[Begin Provided data]
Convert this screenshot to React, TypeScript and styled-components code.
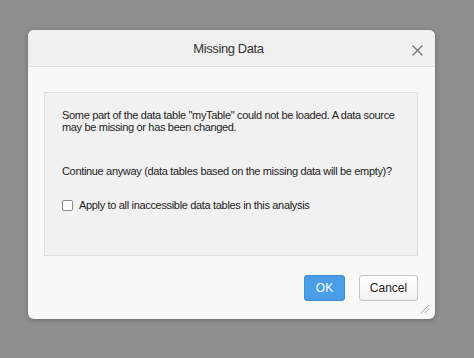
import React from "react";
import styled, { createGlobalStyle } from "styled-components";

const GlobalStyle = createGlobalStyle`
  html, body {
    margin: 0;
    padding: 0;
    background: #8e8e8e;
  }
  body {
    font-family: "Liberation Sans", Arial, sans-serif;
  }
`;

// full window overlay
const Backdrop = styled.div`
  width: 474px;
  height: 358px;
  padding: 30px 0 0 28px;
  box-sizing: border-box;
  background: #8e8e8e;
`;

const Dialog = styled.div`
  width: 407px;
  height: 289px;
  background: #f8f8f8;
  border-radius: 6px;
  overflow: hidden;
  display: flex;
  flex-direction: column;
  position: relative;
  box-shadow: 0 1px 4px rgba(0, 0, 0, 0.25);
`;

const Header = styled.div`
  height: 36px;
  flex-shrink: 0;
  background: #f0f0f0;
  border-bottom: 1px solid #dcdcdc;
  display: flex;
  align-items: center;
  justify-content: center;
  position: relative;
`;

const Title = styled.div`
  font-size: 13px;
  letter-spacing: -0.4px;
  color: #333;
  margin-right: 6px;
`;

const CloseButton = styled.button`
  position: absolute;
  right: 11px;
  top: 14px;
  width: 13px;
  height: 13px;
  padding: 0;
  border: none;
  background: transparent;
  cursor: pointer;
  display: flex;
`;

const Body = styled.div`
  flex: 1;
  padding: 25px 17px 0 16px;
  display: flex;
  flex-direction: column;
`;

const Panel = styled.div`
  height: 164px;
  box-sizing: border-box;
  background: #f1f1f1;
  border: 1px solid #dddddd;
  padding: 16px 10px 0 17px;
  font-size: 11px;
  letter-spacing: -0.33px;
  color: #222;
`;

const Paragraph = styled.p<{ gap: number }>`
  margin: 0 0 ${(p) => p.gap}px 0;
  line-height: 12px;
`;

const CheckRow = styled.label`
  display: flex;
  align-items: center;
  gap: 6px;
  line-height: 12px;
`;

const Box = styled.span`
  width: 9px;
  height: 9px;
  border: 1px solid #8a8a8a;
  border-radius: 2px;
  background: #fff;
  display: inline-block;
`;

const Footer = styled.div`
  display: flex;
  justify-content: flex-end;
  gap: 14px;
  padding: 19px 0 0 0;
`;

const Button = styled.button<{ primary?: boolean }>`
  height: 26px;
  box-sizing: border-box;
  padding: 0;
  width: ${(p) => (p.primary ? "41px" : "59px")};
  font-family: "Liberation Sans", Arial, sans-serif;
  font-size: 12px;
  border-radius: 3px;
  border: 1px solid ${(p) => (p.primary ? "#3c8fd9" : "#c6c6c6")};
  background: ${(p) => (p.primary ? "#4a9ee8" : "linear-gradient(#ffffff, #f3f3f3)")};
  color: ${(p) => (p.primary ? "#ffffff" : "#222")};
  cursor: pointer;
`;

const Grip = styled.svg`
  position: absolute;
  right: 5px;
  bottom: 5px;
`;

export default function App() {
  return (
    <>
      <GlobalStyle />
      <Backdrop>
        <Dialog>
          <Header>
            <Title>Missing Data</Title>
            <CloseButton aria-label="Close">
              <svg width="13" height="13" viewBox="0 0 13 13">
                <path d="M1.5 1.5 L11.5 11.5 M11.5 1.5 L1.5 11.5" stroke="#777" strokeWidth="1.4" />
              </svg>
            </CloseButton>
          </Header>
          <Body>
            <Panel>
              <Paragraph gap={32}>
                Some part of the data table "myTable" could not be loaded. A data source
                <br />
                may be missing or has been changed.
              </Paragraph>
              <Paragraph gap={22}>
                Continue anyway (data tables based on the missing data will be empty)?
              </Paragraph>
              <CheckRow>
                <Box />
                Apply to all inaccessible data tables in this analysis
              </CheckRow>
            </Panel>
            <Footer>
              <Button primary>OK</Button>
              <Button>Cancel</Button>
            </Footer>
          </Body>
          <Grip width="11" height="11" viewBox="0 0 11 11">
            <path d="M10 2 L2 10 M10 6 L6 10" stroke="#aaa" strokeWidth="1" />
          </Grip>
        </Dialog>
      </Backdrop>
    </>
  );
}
[End Provided data]
[Begin Provided data]
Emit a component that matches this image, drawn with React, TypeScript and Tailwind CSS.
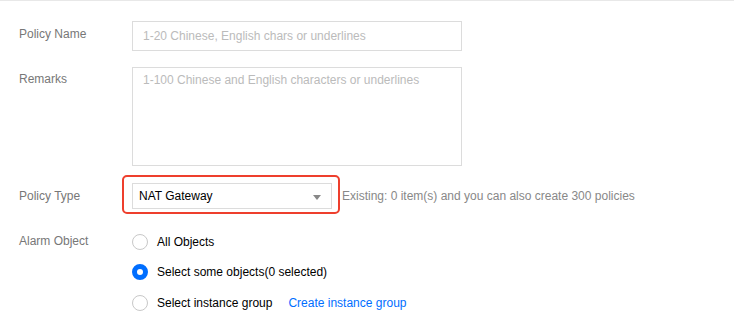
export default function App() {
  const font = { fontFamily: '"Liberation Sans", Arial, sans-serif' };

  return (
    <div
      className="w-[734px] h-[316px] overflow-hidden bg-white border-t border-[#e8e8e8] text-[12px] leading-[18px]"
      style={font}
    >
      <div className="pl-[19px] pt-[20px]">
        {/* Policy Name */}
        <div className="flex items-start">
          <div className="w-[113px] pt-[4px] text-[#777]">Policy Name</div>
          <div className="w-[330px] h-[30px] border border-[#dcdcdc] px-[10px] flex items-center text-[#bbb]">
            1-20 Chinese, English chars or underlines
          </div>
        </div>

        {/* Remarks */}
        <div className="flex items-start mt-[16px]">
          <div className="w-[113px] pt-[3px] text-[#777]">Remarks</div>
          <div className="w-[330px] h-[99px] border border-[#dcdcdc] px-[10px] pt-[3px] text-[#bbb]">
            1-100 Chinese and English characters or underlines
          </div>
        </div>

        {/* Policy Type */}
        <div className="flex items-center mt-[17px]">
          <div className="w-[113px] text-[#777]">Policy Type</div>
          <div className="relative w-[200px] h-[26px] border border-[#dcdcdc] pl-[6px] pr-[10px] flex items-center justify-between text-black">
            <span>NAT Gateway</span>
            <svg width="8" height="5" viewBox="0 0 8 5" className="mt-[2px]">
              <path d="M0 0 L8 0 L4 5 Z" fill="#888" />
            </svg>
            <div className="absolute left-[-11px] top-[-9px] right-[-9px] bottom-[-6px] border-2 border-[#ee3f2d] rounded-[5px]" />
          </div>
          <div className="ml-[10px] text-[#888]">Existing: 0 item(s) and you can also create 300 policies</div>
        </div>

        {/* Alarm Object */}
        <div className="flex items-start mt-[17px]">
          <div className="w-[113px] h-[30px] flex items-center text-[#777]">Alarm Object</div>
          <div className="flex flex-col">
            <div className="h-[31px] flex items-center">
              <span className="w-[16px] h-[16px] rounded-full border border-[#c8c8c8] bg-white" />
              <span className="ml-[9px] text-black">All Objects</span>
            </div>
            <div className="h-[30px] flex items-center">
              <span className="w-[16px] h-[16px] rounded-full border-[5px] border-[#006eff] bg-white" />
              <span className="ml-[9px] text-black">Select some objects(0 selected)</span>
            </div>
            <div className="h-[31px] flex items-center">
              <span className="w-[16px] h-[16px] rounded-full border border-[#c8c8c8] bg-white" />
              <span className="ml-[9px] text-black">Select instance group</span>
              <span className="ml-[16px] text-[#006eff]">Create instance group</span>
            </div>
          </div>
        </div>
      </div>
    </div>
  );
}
[End Provided data]
[Work to do] Return each line of the listing that holds the string "React".

[Response to this exercise]
Convert this screenshot to React, TypeScript and styled-components code.
import React from "react";
Emit a component that matches this image, drawn with React, TypeScript and Tailwind CSS.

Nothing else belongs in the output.